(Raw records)
:::::

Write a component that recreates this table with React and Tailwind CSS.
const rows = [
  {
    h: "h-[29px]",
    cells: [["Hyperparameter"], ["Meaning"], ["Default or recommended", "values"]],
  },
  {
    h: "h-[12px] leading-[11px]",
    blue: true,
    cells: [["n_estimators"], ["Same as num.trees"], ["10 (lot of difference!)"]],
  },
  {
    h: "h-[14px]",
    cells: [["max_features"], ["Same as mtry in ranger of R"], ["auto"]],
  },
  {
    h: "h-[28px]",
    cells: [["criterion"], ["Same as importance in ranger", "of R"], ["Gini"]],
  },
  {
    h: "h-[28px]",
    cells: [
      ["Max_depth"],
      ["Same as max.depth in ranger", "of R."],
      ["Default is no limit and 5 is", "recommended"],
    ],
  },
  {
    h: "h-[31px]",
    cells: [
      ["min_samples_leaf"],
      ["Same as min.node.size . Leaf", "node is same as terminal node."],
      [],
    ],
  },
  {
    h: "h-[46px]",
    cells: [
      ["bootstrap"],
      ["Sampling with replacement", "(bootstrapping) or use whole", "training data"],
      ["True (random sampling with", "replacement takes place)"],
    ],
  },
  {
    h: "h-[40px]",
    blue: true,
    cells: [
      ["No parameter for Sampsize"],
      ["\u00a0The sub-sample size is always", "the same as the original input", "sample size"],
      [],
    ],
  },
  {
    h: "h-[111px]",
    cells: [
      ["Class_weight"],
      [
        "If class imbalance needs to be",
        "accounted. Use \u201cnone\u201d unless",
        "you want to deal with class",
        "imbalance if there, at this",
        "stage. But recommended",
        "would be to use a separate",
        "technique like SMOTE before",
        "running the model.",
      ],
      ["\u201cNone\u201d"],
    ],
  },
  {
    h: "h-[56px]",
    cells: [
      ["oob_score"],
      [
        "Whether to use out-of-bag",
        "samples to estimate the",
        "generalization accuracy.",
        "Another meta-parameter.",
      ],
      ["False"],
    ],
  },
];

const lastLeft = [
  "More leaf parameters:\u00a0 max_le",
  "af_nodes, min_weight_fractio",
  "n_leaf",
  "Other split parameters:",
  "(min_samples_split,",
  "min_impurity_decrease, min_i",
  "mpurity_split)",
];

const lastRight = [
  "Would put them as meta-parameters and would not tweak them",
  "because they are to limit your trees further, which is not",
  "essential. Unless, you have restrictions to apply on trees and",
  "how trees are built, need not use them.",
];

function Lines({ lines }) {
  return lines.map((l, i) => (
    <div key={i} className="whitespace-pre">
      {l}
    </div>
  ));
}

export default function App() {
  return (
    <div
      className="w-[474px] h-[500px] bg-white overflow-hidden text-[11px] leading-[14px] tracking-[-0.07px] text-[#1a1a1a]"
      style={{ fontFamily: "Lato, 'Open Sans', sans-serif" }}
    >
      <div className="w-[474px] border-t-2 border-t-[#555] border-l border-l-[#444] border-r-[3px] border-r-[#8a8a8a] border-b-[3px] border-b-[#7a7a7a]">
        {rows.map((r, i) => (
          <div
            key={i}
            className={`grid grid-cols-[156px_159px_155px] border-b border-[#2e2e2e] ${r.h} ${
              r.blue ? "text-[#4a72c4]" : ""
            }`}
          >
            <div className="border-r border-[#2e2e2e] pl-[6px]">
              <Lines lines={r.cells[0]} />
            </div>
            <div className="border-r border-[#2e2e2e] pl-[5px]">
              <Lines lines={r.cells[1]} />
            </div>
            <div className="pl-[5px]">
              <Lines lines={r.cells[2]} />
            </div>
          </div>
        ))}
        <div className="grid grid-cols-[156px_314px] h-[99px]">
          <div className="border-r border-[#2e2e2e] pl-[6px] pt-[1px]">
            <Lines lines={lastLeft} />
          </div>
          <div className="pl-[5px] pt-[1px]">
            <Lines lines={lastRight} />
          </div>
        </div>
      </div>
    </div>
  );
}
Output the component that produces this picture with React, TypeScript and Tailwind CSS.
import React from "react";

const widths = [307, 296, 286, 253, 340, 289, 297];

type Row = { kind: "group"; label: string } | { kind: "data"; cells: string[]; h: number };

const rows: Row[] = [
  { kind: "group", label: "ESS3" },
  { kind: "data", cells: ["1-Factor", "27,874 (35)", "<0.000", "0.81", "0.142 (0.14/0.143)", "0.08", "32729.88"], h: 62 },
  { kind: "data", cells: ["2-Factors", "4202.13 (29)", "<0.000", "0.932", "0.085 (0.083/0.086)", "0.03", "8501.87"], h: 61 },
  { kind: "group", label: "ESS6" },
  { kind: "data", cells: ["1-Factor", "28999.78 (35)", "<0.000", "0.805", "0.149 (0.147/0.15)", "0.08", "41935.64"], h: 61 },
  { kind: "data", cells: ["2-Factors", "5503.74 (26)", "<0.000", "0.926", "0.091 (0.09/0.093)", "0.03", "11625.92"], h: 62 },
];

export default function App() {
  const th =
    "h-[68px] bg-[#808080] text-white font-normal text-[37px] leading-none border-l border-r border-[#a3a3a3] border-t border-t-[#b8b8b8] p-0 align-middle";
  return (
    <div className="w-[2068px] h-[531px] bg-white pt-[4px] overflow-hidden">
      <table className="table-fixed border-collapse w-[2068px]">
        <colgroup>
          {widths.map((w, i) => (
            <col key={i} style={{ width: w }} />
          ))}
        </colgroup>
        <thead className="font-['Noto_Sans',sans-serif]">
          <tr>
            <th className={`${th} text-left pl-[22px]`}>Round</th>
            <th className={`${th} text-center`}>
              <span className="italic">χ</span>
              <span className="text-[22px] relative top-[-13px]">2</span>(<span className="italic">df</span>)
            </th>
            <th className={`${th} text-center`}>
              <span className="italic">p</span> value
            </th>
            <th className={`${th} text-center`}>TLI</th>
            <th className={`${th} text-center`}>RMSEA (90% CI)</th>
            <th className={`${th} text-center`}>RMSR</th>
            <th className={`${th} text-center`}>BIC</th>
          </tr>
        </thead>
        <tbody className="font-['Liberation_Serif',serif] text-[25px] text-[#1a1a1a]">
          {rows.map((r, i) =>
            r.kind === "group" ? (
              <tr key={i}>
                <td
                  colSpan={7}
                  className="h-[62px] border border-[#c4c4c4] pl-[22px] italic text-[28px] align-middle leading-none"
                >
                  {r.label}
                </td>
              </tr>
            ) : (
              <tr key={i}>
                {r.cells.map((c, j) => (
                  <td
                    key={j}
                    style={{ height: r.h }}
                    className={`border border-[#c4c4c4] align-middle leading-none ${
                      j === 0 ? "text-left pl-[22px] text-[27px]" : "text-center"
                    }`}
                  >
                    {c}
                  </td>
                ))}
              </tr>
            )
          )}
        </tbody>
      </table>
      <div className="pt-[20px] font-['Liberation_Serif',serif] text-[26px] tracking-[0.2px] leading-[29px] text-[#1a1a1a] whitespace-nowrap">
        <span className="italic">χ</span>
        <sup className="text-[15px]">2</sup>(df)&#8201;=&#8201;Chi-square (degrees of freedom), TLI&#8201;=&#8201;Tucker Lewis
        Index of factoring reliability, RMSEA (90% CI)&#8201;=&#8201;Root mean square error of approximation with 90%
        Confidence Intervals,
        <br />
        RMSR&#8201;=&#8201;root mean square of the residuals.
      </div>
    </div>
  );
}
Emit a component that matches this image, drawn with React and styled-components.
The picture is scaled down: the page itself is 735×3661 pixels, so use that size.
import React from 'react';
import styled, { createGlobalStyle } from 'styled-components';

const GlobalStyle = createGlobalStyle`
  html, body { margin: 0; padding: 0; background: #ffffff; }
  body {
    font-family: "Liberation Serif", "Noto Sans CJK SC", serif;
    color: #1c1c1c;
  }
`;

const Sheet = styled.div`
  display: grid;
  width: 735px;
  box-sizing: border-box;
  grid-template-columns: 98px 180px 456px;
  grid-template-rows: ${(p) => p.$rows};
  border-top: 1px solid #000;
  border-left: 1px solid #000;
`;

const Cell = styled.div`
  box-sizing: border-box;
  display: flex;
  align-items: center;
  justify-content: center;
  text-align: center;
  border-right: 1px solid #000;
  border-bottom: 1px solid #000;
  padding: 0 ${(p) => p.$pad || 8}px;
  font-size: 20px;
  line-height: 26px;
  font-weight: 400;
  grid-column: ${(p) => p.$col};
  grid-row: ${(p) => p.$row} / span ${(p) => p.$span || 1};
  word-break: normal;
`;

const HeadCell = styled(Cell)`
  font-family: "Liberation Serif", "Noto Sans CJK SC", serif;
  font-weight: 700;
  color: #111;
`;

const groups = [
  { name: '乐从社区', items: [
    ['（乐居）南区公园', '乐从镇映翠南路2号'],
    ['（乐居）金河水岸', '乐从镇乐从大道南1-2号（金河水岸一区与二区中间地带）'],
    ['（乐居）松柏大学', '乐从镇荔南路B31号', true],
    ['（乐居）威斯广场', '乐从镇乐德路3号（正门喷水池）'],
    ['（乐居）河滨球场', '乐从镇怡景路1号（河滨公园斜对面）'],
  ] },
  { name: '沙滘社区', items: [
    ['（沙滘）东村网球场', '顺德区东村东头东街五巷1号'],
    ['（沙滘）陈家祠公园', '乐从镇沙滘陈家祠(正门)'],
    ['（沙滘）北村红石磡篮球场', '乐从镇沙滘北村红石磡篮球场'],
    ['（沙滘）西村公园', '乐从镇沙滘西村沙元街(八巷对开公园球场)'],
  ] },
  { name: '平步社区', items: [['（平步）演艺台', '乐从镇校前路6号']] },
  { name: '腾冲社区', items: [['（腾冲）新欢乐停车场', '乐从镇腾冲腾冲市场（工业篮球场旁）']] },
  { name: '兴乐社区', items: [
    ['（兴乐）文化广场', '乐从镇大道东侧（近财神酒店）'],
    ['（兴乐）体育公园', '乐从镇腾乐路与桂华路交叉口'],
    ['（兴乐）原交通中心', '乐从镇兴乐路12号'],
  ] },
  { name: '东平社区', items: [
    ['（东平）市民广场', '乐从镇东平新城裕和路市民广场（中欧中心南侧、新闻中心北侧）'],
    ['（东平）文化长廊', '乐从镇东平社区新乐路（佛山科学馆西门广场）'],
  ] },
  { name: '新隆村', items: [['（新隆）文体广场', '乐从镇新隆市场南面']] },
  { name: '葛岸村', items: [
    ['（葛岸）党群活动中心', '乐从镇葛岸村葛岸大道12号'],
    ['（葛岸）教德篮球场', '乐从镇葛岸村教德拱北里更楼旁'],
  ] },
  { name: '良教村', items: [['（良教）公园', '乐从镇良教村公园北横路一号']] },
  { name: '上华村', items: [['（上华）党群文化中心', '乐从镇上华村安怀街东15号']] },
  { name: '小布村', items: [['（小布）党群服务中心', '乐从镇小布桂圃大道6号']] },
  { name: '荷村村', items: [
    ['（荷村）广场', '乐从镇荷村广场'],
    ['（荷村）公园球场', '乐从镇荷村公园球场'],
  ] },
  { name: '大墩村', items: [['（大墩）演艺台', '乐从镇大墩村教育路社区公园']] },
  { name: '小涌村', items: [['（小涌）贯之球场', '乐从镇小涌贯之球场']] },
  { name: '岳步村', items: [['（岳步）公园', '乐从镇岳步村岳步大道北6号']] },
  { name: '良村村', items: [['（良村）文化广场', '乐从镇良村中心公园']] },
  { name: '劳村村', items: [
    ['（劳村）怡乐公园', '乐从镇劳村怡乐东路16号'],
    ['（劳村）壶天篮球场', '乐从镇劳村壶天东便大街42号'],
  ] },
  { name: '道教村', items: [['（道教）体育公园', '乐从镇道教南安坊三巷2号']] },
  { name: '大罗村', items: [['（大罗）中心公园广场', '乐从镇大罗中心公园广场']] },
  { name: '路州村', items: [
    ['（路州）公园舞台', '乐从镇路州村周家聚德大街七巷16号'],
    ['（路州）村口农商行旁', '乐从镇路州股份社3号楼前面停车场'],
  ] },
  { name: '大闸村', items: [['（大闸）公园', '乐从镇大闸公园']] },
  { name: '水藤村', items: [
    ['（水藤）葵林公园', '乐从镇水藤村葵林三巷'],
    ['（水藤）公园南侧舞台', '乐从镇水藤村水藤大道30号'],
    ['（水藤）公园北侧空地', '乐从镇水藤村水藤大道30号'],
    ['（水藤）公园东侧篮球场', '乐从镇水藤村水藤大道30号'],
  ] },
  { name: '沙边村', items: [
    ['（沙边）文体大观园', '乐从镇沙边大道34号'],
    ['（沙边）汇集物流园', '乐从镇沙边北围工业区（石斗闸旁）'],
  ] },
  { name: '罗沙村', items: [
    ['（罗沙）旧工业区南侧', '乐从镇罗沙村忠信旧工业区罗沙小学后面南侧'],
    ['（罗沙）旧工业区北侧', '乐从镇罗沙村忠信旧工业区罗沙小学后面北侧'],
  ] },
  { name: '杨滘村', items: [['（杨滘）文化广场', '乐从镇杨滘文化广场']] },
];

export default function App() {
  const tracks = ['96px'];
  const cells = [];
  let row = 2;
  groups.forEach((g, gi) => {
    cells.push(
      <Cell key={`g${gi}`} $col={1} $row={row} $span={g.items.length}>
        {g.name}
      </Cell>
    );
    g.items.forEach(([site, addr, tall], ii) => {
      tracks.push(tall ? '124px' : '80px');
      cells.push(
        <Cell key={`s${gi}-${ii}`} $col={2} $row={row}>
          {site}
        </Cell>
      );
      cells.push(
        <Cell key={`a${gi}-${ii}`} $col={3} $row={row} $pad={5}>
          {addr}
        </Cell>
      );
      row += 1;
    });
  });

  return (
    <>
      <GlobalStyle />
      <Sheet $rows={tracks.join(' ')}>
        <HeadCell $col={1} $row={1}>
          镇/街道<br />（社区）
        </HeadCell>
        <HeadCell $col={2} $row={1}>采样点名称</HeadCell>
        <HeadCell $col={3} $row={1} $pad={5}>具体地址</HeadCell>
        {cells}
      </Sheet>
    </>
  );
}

:::::

__Problem requirements__.
Wherever the word "Tailwind" occurs in a line of the listing, copy that line.

__Exercise output__.
Write a component that recreates this table with React and Tailwind CSS.
Output the component that produces this picture with React, TypeScript and Tailwind CSS.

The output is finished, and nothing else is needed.